Ken Mehlman has been giving a lot of advice when it comes to marriage equality. In this video, he talks about religious conservatives and marriage equality. Look below for the entire transcript.

Transcript:

Question: What sort of messaging to you think will be most effective in promoting marriage equality among social and religious conservatives?

Ken Mehlman: I think among social religious conservatives, it’s important to think about a couple of things. First, I think it’s really important to be clear we’re talking about civil marriage. We’re talking about whether the government allows people to have access to a marriage license. The same people that pay taxes and serve in the same military, ought to be treated the same under the law. We’re not talking about the sacrament of marriage, which is up to each religious denomination to determine it’s own definition of. But secondly, what’s interesting to me is if you stopped and you said, “What’s the biggest indicator of where someone stands on this issue?” It actually wouldn’t be if they are religious or not, or if they are conservative or liberal, or republican or democrat; it’s their age. There was a recent ABC News Washington Post poll: 64 percent of millennial evangelicals, which is to say people born between 1980 and 2000, supported marriage equality. That’s a pretty interesting statistic to me.
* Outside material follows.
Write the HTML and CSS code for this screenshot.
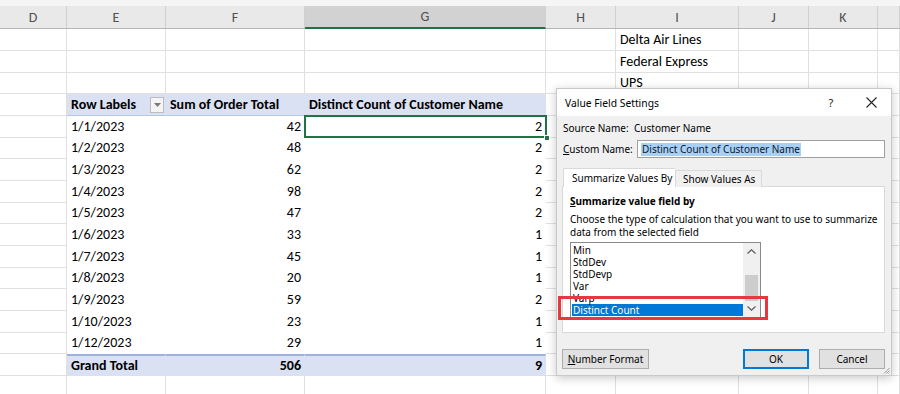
FILE: index.html
```html
<!DOCTYPE html>
<html>
<head>
<meta charset="utf-8">
<link rel="stylesheet" href="styles.css">
</head>
<body>
<div class="sheet">
  <div class="strip"></div>
  <div class="hdr">
    <div class="hc">D</div><div class="hc">E</div><div class="hc">F</div><div class="hc sel">G</div><div class="hc">H</div><div class="hc">I</div><div class="hc">J</div><div class="hc">K</div><div class="hc"></div>
  </div>
  <div class="row"><div class="c"></div><div class="c"></div><div class="c"></div><div class="c"></div><div class="c"></div><div class="c">Delta Air Lines</div><div class="c"></div><div class="c"></div><div class="c"></div></div>
  <div class="row"><div class="c"></div><div class="c"></div><div class="c"></div><div class="c"></div><div class="c"></div><div class="c">Federal Express</div><div class="c"></div><div class="c"></div><div class="c"></div></div>
  <div class="row"><div class="c"></div><div class="c"></div><div class="c"></div><div class="c"></div><div class="c"></div><div class="c">UPS</div><div class="c"></div><div class="c"></div><div class="c"></div></div>
  <div class="row"><div class="c"></div><div class="c p ph rl"><span>Row Labels</span><span class="dd"><svg width="7" height="4" viewBox="0 0 7 4"><path d="M0 0h7L3.5 4z" fill="#7a7a7a"/></svg></span></div><div class="c p ph">Sum of Order Total</div><div class="c p ph">Distinct Count of Customer Name</div><div class="c"></div><div class="c"></div><div class="c"></div><div class="c"></div><div class="c"></div></div>
  <div class="row"><div class="c"></div><div class="c p">1/1/2023</div><div class="c p r">42</div><div class="c p r selcell">2<span class="handle"></span></div><div class="c"></div><div class="c"></div><div class="c"></div><div class="c"></div><div class="c"></div></div>
  <div class="row"><div class="c"></div><div class="c p">1/2/2023</div><div class="c p r">48</div><div class="c p r">2</div><div class="c"></div><div class="c"></div><div class="c"></div><div class="c"></div><div class="c"></div></div>
  <div class="row"><div class="c"></div><div class="c p">1/3/2023</div><div class="c p r">62</div><div class="c p r">2</div><div class="c"></div><div class="c"></div><div class="c"></div><div class="c"></div><div class="c"></div></div>
  <div class="row"><div class="c"></div><div class="c p">1/4/2023</div><div class="c p r">98</div><div class="c p r">2</div><div class="c"></div><div class="c"></div><div class="c"></div><div class="c"></div><div class="c"></div></div>
  <div class="row"><div class="c"></div><div class="c p">1/5/2023</div><div class="c p r">47</div><div class="c p r">2</div><div class="c"></div><div class="c"></div><div class="c"></div><div class="c"></div><div class="c"></div></div>
  <div class="row"><div class="c"></div><div class="c p">1/6/2023</div><div class="c p r">33</div><div class="c p r">1</div><div class="c"></div><div class="c"></div><div class="c"></div><div class="c"></div><div class="c"></div></div>
  <div class="row"><div class="c"></div><div class="c p">1/7/2023</div><div class="c p r">45</div><div class="c p r">1</div><div class="c"></div><div class="c"></div><div class="c"></div><div class="c"></div><div class="c"></div></div>
  <div class="row"><div class="c"></div><div class="c p">1/8/2023</div><div class="c p r">20</div><div class="c p r">1</div><div class="c"></div><div class="c"></div><div class="c"></div><div class="c"></div><div class="c"></div></div>
  <div class="row"><div class="c"></div><div class="c p">1/9/2023</div><div class="c p r">59</div><div class="c p r">2</div><div class="c"></div><div class="c"></div><div class="c"></div><div class="c"></div><div class="c"></div></div>
  <div class="row"><div class="c"></div><div class="c p">1/10/2023</div><div class="c p r">23</div><div class="c p r">1</div><div class="c"></div><div class="c"></div><div class="c"></div><div class="c"></div><div class="c"></div></div>
  <div class="row"><div class="c"></div><div class="c p">1/12/2023</div><div class="c p r">29</div><div class="c p r">1</div><div class="c"></div><div class="c"></div><div class="c"></div><div class="c"></div><div class="c"></div></div>
  <div class="row"><div class="c"></div><div class="c p gt">Grand Total</div><div class="c p gt r">506</div><div class="c p gt r">9</div><div class="c"></div><div class="c"></div><div class="c"></div><div class="c"></div><div class="c"></div></div>
  <div class="row"><div class="c"></div><div class="c"></div><div class="c"></div><div class="c"></div><div class="c"></div><div class="c"></div><div class="c"></div><div class="c"></div><div class="c"></div></div>
</div>

<div class="dlg">
  <div class="dlg-title">
    <span class="ttl">Value Field Settings</span>
    <span class="help">?</span>
    <svg class="close" width="11" height="11" viewBox="0 0 11 11"><path d="M0.5 0.5L10.5 10.5M10.5 0.5L0.5 10.5" stroke="#222" stroke-width="1.1" fill="none"/></svg>
  </div>
  <div class="dlg-body">
    <div class="src"><span class="lbl src-l">Source Name:</span><span>Customer Name</span></div>
    <div class="cust"><span class="lbl cust-l"><u>C</u>ustom Name:</span><div class="input"><span class="hl">Distinct Count of Customer Name</span></div></div>
    <div class="tabs"><div class="tab active">Summarize Values By</div><div class="tab">Show Values As</div></div>
    <div class="panel">
      <div class="ptitle"><u>S</u>ummarize value field by</div>
      <div class="desc">Choose the type of calculation that you want to use to summarize<br>data from the selected field</div>
      <div class="list">
        <div class="items">
          <div class="it">Min</div>
          <div class="it">StdDev</div>
          <div class="it">StdDevp</div>
          <div class="it">Var</div>
          <div class="it">Varp</div>
          <div class="it on">Distinct Count</div>
        </div>
        <div class="sb">
          <div class="arr"><svg width="9" height="5" viewBox="0 0 9 5"><path d="M0.5 4.5L4.5 0.8L8.5 4.5" stroke="#606060" stroke-width="1.3" fill="none"/></svg></div>
          <div class="track"><div class="thumb"></div></div>
          <div class="arr"><svg width="9" height="5" viewBox="0 0 9 5"><path d="M0.5 0.5L4.5 4.2L8.5 0.5" stroke="#606060" stroke-width="1.3" fill="none"/></svg></div>
        </div>
      </div>
    </div>
    <div class="btns">
      <div class="btn nf"><u>N</u>umber Format</div>
      <div class="btn ok">OK</div>
      <div class="btn">Cancel</div>
    </div>
  </div>
  <svg class="grip" width="7" height="7" viewBox="0 0 7 7"><path d="M6.5 1L1 6.5M6.5 3.5L3.5 6.5M6.5 5.5L5.5 6.5" stroke="#9a9a9a" stroke-width="1" fill="none"/></svg>
</div>
<div class="redbox"></div>
</body>
</html>
```
FILE: styles.css
```css
* { box-sizing: border-box; }
body {
  margin: 0;
  width: 900px;
  height: 394px;
  overflow: hidden;
  background: #fff;
  position: relative;
  font-family: "Carlito", "Lato", "Liberation Sans", sans-serif;
  font-size: 14px;
  color: #000;
}
.sheet { display: flex; flex-direction: column; }
.strip { height: 6px; background: #f5f5f5; }
.hdr, .row {
  display: grid;
  grid-template-columns: 67px 99px 139px 241px 70px 123px 70px 69px 22px;
}
.hdr { height: 23px; background: #e9e9e9; border-bottom: 1px solid #b5b5b5; }
.hc {
  border-right: 1px solid #d0d0d0;
  display: flex;
  align-items: center;
  justify-content: center;
  color: #505050;
  font-size: 14px;
}
.hc.sel { background: #d2d2d2; border-bottom: 2px solid #217346; margin-bottom: -1px; }
.row { height: 21.667px; }
.c {
  border-right: 1px solid #e0e0e0;
  border-bottom: 1px solid #e0e0e0;
  padding: 1px 3px 0 4px;
  line-height: 20px;
  white-space: nowrap;
}
.c.p { border-color: transparent; border-right-color: transparent; }
.ph { background: #d9e1f2; font-weight: 700; border-bottom: 1px solid #b4c6e7 !important; }
.rl { display: flex; justify-content: space-between; align-items: center; padding-right: 1px; }
.dd {
  width: 14px; height: 16px;
  background: #f4f4f4;
  border: 1px solid #bdbdbd;
  display: flex; align-items: center; justify-content: center;
}
.r { text-align: right; }
.gt { background: #d9e1f2; font-weight: 700; border-top: 2px solid #9bb3de !important; line-height: 18px; }
.selcell { position: relative; }
.selcell::after {
  content: "";
  position: absolute;
  left: -1px; top: -1px; right: -2px; bottom: -1px;
  border: 2px solid #217346;
}
.handle {
  position: absolute;
  right: -5px; bottom: -4px;
  width: 6px; height: 6px;
  background: #217346;
  border: 1px solid #fff;
  z-index: 2;
}

/* dialog */
.dlg {
  position: absolute;
  left: 556px; top: 88px;
  width: 336px; height: 288px;
  background: #f0f0f0;
  border: 1px solid #c9c9c9;
  box-shadow: 0 2px 9px rgba(0,0,0,0.22);
  font-family: "Noto Sans", "Open Sans", sans-serif;
  font-size: 10px;
  color: #000;
  white-space: nowrap;
}
.dlg-title {
  height: 27px;
  background: #fff;
  display: flex;
  align-items: center;
  padding-left: 8px;
  font-size: 10.3px;
}
.help { margin-left: auto; width: 20px; text-align: center; font-size: 11px; color: #222; }
.close { margin-left: 25px; margin-right: 14px; }
.dlg-body { padding: 0 6px 0 5px; display: flex; flex-direction: column; }
.src { margin-top: 5px; height: 14px; line-height: 14px; display: flex; padding-left: 1px; }
.lbl { display: inline-block; }
.src-l { width: 71px; }
.cust { margin-top: 5px; display: flex; align-items: center; padding-left: 1px; }
.cust-l { width: 74px; }
.input {
  flex: 1;
  height: 18px;
  background: #fff;
  border: 1px solid #a0a0a0;
  padding-left: 3px;
  display: flex;
  align-items: center;
}
.hl { background: #a8d0f4; color: #0b1730; line-height: 13px; padding: 0 1px; }
.tabs { margin-top: 10px; display: flex; align-items: flex-end; padding-left: 1px; margin-bottom: -1px; position: relative; z-index: 1; }
.tab {
  height: 17px;
  line-height: 16px;
  padding: 0 7px;
  border: 1px solid #d9d9d9;
  border-bottom: none;
  background: #f0f0f0;
}
.tab.active { width: 112px; height: 19px; background: #fff; padding-left: 8px; line-height: 18px; border-right: none; }
.tab:not(.active) { width: 87px; }
.panel {
  height: 147px;
  background: #fff;
  border: 1px solid #d9d9d9;
  padding: 7px 0 0 7px;
}
.ptitle { font-weight: 700; line-height: 14px; }
.desc { margin-top: 5px; line-height: 13px; }
.list {
  margin-top: 3px;
  width: 191px;
  height: 76px;
  border: 1px solid #8a8a8a;
  display: flex;
  overflow: hidden;
}
.items { flex: 1; padding-top: 1px; overflow: hidden; }
.it { height: 12px; line-height: 12px; padding-left: 2px; }
.it.on { background: #0078d7; color: #fff; margin: 0 0 0 1px; padding-left: 1px; }
.sb { width: 17px; background: #f0f0f0; display: flex; flex-direction: column; }
.arr { height: 17px; display: flex; align-items: center; justify-content: center; }
.track { flex: 1; position: relative; }
.thumb { position: absolute; left: 2px; right: 2px; top: 15px; height: 26px; background: #cdcdcd; }
.btns { margin-top: 16px; display: flex; gap: 10px; }
.btn {
  height: 20px;
  width: 66px;
  background: #e1e1e1;
  border: 1px solid #adadad;
  display: flex; align-items: center; justify-content: center;
}
.btn.nf { width: 87px; margin-right: auto; }
.btn.ok { border-color: #0078d7; box-shadow: inset 0 0 0 1px #0078d7; }
.grip { position: absolute; right: 1px; bottom: 1px; }
.redbox {
  position: absolute;
  left: 558px; top: 296px;
  width: 210px; height: 24px;
  border: 3px solid #e8383d;
}
```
Ken Mehlman: I think that the biggest argument to make to folks is one: we’re talking about, in fact, civil marriage. This is not a threat to anybody’s sacrament or anybody’s religious freedom, and we’re going to stand up for that. Two, equally importantly, if you think about the golden rule, if you think about what many religious conservatives have correctly argued for years, which is that our society would be better off if more people cared for one another. That there is more stability, and we want to promote more families to form, and it’s important to have two parents taking care of children. If you believe in all of those things, that’s actually promoted and encouraged by allowing more people to get married. So that there are more people who are caring for children, so there are more children raised in households with two loving parents. So that there are more people that have someone to take care of them when they get sick or old. All of those goals, which religious conservatives have argued for over the years can be achieved by allowing more people to get married, and doing so in a way that also protects religious freedom, which is what civil marriage does.